Hosokawa, who took office last August pledging to stamp out corruption in public life, was himself felled by allegations of financial impropriety.

He ended days of speculation yesterday by announcing he had decided to quit to take responsibility for failing to clear up doubts over his financial dealings, and for provoking a four-week opposition boycott of parliamentary business.

The self-proclaimed "Mr Clean" said there was nothing wrong with two loans he accepted during the 1980s, but acknowledged that new irregularities had just come to light.

"I have discovered that there were legal problems with the way a person, an old friend of mine, was investing my personal funds for a few years from 1981," Hosokawa went on.

"I have decided that I must clarify my responsibility as a reformist leader."

True to his aloof style, he gave no prior warning to his coalition partners, who were struck dumb for 10 minutes after he hit them with his bombshell at yesterday's midday meeting.

"I consulted my wife last night but no one else," Hosokawa said later in announcing his departure to the nation.

Coalition leaders went into damage-control mode yesterday night, holding the first of what promises to be a series of acrimonious meetings to try to choose a successor.

They broke up after two hours agreeing to reconvene on Saturday.

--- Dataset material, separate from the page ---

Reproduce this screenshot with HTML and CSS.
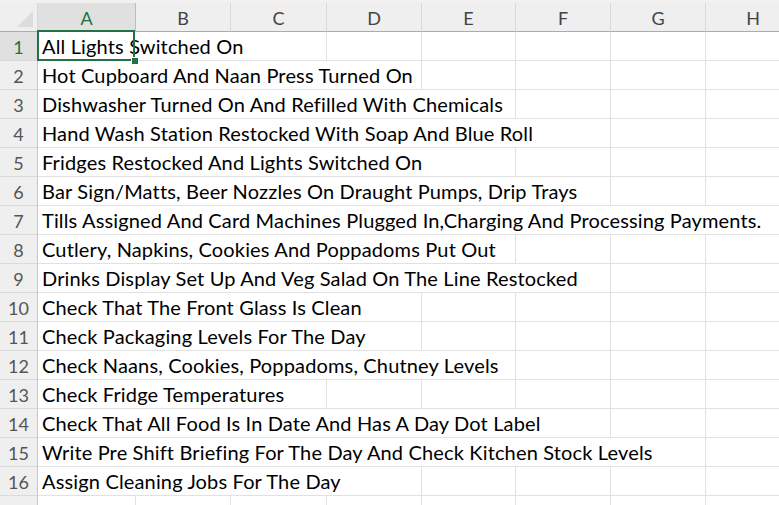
FILE: index.html
```html
<!DOCTYPE html>
<html>
<head>
<meta charset="utf-8">
<link rel="stylesheet" href="styles.css">
</head>
<body>
<div class="topstrip"></div>
<div class="sheet">
  <div class="corner"><div class="tri"></div></div>
  <div class="colhead sel">A</div>
  <div class="colhead">B</div>
  <div class="colhead">C</div>
  <div class="colhead">D</div>
  <div class="colhead">E</div>
  <div class="colhead">F</div>
  <div class="colhead">G</div>
  <div class="colhead last">H</div>

  <div class="rowhead sel">1</div>
  <div class="cell text span3 active">All Lights Switched On<span class="handle"></span></div>
  <div class="cell"></div><div class="cell"></div><div class="cell"></div><div class="cell"></div><div class="cell last"></div>

  <div class="rowhead">2</div>
  <div class="cell text span4">Hot Cupboard And Naan Press Turned On</div>
  <div class="cell"></div><div class="cell"></div><div class="cell"></div><div class="cell last"></div>

  <div class="rowhead">3</div>
  <div class="cell text span5">Dishwasher Turned On And Refilled With Chemicals</div>
  <div class="cell"></div><div class="cell"></div><div class="cell last"></div>

  <div class="rowhead">4</div>
  <div class="cell text span6">Hand Wash Station Restocked With Soap And Blue Roll</div>
  <div class="cell"></div><div class="cell last"></div>

  <div class="rowhead">5</div>
  <div class="cell text span5">Fridges Restocked And Lights Switched On</div>
  <div class="cell"></div><div class="cell"></div><div class="cell last"></div>

  <div class="rowhead">6</div>
  <div class="cell text span6">Bar Sign/Matts, Beer Nozzles On Draught Pumps, Drip Trays</div>
  <div class="cell"></div><div class="cell last"></div>

  <div class="rowhead">7</div>
  <div class="cell text span8">Tills Assigned And Card Machines Plugged In,Charging And Processing Payments.</div>

  <div class="rowhead">8</div>
  <div class="cell text span5">Cutlery, Napkins, Cookies And Poppadoms Put Out</div>
  <div class="cell"></div><div class="cell"></div><div class="cell last"></div>

  <div class="rowhead">9</div>
  <div class="cell text span6">Drinks Display Set Up And Veg Salad On The Line Restocked</div>
  <div class="cell"></div><div class="cell last"></div>

  <div class="rowhead">10</div>
  <div class="cell text span4">Check That The Front Glass Is Clean</div>
  <div class="cell"></div><div class="cell"></div><div class="cell"></div><div class="cell last"></div>

  <div class="rowhead">11</div>
  <div class="cell text span4">Check Packaging Levels For The Day</div>
  <div class="cell"></div><div class="cell"></div><div class="cell"></div><div class="cell last"></div>

  <div class="rowhead">12</div>
  <div class="cell text span5">Check Naans, Cookies, Poppadoms, Chutney Levels</div>
  <div class="cell"></div><div class="cell"></div><div class="cell last"></div>

  <div class="rowhead">13</div>
  <div class="cell text span3">Check Fridge Temperatures</div>
  <div class="cell"></div><div class="cell"></div><div class="cell"></div><div class="cell"></div><div class="cell last"></div>

  <div class="rowhead">14</div>
  <div class="cell text span6">Check That All Food Is In Date And Has A Day Dot Label</div>
  <div class="cell"></div><div class="cell last"></div>

  <div class="rowhead">15</div>
  <div class="cell text span7">Write Pre Shift Briefing For The Day And Check Kitchen Stock Levels</div>
  <div class="cell last"></div>

  <div class="rowhead">16</div>
  <div class="cell text span4">Assign Cleaning Jobs For The Day</div>
  <div class="cell"></div><div class="cell"></div><div class="cell"></div><div class="cell last"></div>

  <div class="rowhead"></div>
  <div class="cell"></div><div class="cell"></div><div class="cell"></div><div class="cell"></div><div class="cell"></div><div class="cell"></div><div class="cell"></div><div class="cell last"></div>
</div>
</body>
</html>
```
FILE: styles.css
```css
html, body {
  margin: 0;
  padding: 0;
  background: #ffffff;
  overflow: hidden;
  width: 779px;
  height: 505px;
}

.topstrip {
  height: 3px;
  background: #f3f0ee;
}

.sheet {
  display: grid;
  grid-template-columns: 38px 98px 95px 96px 95px 94px 95px 95px 95px;
  grid-template-rows: 29px repeat(17, 29px);
  font-family: "Lato", "Liberation Sans", sans-serif;
}

.corner {
  background: #efefef;
  border-right: 1px solid #d9d9d9;
  border-bottom: 1px solid #ababab;
  position: relative;
}

.tri {
  position: absolute;
  right: 4px;
  bottom: 4px;
  width: 0;
  height: 0;
  border-left: 16px solid transparent;
  border-bottom: 16px solid #dcdcdc;
}

.colhead {
  background: #efefef;
  border-right: 1px solid #d8d8d8;
  border-bottom: 1px solid #ababab;
  color: #444444;
  font-size: 18px;
  display: flex;
  align-items: center;
  justify-content: center;
  padding-top: 1px;
}

.colhead.sel {
  background: #e0e0e0;
  color: #1e7145;
  border-right-color: #bdbdbd;
}

.rowhead {
  background: #efefef;
  border-right: 1px solid #c8c8c8;
  border-bottom: 1px solid #dadada;
  color: #555555;
  font-size: 18px;
  display: flex;
  align-items: center;
  justify-content: center;
  padding-top: 1px;
}

.rowhead.sel {
  background: #e0e0e0;
  color: #1e7145;
}

.cell {
  border-right: 1px solid #e1e1e1;
  border-bottom: 1px solid #e1e1e1;
}

.text {
  font-size: 20px;
  letter-spacing: 0.15px;
  color: #000000;
  white-space: nowrap;
  padding-left: 4px;
  display: flex;
  align-items: flex-end;
  padding-bottom: 2px;
  box-sizing: border-box;
}

.span3 { grid-column: span 3; }
.span4 { grid-column: span 4; }
.span5 { grid-column: span 5; }
.span6 { grid-column: span 6; }
.span7 { grid-column: span 7; }
.span8 { grid-column: span 8; }

.active {
  position: relative;
}

.active::before {
  content: "";
  position: absolute;
  left: -1px;
  top: -2px;
  width: 98px;
  height: 31px;
  border: 2px solid #217346;
  box-sizing: border-box;
}

.handle {
  position: absolute;
  left: 93px;
  top: 25px;
  width: 6px;
  height: 6px;
  background: #217346;
  border: 1px solid #ffffff;
}
```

The process looked likely to drag on into next week.

Fear

Word that Hosokawa was to quit raised fears that the fractious eight-way alliance would be pushed towards a break-up over the choice of a new front man, after going to the brink three times since December over deep policy differences.

"They need time because there are two opposing camps, one backing Foreign Minister Tsutomu Hata for the leadership and the other behind chief-of-staff Masayoshi Takemura," said columnist Minoru Morita.

"I think Hata has a good chance," he said. "If that doesn't work out, Hata's backroom patron Ichiro Ozawa may decide to dissolve the coalition and create a new grouping to include members of the opposition Liberal Democratic Party (LDP)."

Leaders of coalition parties ranging from conservative to hard-left moved swiftly to quash talk of a rift.

"We're meeting to agree on the formation of a new cabinet and a successor (to Hosokawa)," said Tomoichi Murayama, leader of the Socialist Party, the largest in the alliance.

"We (the Socialists) aren't going to be inflexible over picking a new leader," he told a news conference. "If we do that, we risk falling out."

Kozo Watanabe, a senior member of the influential Shinseito (Japan Renewal Party), denied reports his party wanted the coalition dissolved so as to bring in Michio Watanabe, a prominent politician of the once-dominant LDP.

"We need a strong government to continue with all the tasks facing us on the domestic and international fronts and that will be our main preoccupation," Kozo Watanabe said.

"It's only natural that (the coalition) is going to stay together and work together," he told a television reporter.

Although Shinseito is strongly pushing his candidacy, Foreign Minister Hata, who is also deputy premier, told reporters that he would prefer to give priority to maintaining coalition harmony rather than seeking the leadership.

Hosokawa's resignation prompted a quick reaction from U.S. President Bill Clinton, who said he was sorry to hear the news but looked forward to working with his successor.

The two leaders had been at loggerheads since a failed trade summit in February, prompted by Hosokawa's refusal to accept U.S. demands for specific market-opening targets.